— Written exercise —
Collect all lines below with the string "TypeScript".

— Exercise inputs —
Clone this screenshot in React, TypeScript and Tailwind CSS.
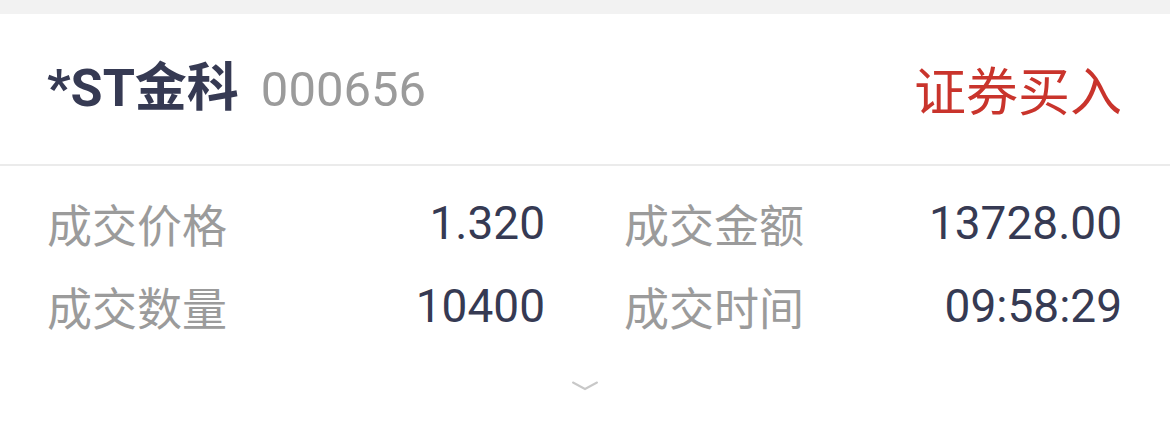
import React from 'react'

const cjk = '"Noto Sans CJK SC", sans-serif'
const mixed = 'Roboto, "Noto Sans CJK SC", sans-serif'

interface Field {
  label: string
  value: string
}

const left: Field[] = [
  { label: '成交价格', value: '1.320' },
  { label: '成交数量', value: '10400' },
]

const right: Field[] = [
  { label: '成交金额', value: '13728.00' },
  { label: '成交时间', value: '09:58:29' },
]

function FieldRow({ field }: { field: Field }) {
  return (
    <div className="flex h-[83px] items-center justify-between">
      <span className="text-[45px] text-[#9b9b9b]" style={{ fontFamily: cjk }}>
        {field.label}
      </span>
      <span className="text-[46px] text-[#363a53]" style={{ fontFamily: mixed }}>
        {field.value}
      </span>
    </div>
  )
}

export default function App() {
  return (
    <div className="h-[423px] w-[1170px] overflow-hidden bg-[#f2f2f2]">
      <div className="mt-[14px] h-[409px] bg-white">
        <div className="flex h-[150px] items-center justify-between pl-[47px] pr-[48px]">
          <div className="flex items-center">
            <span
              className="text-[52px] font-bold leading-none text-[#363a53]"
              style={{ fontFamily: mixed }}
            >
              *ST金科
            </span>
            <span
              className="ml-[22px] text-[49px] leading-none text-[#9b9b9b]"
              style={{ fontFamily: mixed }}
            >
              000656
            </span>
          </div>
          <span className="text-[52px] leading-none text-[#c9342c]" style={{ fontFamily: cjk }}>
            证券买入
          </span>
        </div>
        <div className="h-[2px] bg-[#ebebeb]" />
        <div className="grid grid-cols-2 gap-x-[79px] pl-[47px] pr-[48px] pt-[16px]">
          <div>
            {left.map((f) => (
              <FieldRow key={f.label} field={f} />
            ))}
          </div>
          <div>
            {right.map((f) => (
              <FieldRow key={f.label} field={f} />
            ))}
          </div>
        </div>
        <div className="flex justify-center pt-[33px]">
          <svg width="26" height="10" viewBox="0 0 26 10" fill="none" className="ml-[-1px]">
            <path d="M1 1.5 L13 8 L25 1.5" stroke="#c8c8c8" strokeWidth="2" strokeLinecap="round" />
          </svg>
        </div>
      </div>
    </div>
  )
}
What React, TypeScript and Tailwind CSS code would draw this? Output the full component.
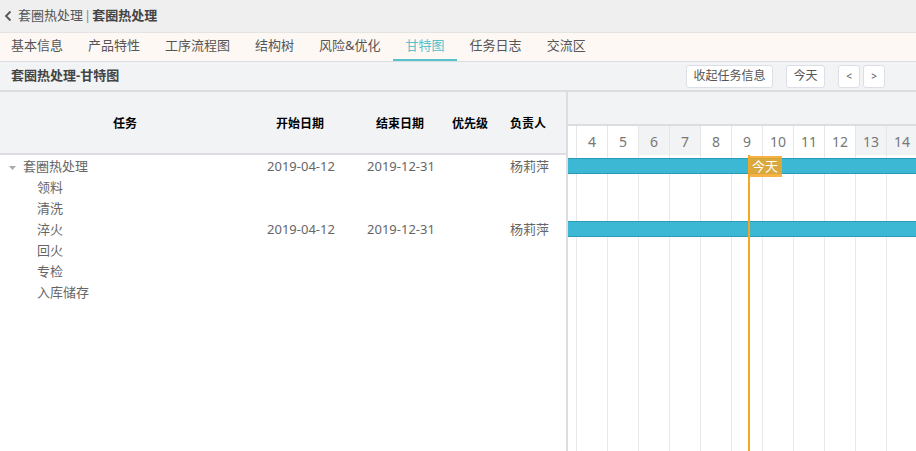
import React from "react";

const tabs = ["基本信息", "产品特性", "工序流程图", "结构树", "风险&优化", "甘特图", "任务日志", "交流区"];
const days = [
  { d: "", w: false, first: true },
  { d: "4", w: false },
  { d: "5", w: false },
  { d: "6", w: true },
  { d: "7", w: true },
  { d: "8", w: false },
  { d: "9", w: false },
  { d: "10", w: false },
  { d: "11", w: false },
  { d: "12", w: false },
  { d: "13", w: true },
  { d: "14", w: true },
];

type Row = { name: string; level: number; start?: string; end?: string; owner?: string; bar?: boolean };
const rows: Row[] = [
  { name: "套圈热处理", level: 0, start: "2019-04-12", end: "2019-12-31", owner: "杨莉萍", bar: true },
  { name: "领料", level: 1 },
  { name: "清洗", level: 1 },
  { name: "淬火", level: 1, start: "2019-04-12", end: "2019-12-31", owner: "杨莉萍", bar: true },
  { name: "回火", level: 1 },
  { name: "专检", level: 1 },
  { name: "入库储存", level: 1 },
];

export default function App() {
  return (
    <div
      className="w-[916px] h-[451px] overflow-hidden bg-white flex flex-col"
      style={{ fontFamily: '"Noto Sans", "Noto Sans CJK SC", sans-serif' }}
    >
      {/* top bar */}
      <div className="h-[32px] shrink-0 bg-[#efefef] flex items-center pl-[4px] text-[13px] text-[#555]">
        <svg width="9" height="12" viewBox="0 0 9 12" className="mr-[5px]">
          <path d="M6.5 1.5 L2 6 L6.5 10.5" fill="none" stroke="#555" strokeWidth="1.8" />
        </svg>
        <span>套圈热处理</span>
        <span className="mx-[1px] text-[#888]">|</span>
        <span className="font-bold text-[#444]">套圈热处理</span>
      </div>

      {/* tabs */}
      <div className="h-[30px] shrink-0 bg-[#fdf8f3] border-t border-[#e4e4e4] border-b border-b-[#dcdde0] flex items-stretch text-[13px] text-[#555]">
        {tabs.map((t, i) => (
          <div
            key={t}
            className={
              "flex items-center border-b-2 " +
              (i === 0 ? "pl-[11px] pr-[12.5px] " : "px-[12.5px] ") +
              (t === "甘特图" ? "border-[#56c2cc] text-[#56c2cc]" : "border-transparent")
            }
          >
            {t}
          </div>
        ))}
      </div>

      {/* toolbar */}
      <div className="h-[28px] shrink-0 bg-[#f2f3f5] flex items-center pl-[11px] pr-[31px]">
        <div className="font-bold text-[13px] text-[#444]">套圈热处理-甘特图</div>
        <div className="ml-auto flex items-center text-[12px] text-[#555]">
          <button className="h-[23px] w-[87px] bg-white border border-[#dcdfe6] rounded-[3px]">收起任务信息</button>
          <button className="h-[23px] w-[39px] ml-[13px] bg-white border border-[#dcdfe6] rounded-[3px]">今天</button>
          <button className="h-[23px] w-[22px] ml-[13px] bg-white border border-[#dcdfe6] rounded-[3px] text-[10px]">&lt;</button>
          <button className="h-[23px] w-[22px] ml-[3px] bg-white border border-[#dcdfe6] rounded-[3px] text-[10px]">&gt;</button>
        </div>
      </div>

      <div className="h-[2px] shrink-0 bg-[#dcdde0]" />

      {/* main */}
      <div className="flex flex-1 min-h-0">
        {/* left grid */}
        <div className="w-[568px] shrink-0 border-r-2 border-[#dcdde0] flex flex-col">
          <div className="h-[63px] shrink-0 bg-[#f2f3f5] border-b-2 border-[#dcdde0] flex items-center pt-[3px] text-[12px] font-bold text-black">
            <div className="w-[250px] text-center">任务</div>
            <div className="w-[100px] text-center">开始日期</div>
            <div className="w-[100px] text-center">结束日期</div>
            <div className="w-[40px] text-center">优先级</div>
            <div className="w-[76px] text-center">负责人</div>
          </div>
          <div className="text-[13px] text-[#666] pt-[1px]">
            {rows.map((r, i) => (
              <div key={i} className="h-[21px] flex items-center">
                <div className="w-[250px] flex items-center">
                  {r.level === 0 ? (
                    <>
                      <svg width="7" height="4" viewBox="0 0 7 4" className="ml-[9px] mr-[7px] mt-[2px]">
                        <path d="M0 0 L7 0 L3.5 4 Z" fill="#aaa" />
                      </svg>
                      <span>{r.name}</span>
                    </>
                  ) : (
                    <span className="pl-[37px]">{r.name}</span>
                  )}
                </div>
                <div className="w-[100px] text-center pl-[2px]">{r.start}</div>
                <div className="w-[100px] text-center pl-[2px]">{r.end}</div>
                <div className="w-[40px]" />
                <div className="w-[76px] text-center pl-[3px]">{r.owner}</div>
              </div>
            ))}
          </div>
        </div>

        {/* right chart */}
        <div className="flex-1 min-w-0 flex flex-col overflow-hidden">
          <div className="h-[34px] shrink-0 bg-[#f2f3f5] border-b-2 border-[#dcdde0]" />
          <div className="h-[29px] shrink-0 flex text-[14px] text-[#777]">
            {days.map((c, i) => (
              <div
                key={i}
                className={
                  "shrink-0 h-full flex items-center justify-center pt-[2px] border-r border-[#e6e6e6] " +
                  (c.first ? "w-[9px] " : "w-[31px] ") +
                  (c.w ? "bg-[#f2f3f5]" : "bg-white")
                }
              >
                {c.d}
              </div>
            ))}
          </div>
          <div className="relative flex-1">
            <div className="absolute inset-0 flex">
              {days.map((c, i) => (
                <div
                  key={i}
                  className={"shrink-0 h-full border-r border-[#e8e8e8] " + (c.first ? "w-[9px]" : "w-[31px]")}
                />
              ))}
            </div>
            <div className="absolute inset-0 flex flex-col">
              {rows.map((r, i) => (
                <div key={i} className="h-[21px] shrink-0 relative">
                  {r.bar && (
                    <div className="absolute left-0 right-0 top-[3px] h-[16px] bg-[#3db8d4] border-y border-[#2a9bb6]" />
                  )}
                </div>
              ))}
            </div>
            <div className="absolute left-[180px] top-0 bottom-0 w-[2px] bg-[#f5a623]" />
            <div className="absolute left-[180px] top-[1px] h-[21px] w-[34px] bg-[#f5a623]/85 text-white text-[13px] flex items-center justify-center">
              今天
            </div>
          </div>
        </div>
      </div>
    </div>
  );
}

— Result —
Clone this screenshot in React, TypeScript and Tailwind CSS.
What React, TypeScript and Tailwind CSS code would draw this? Output the full component.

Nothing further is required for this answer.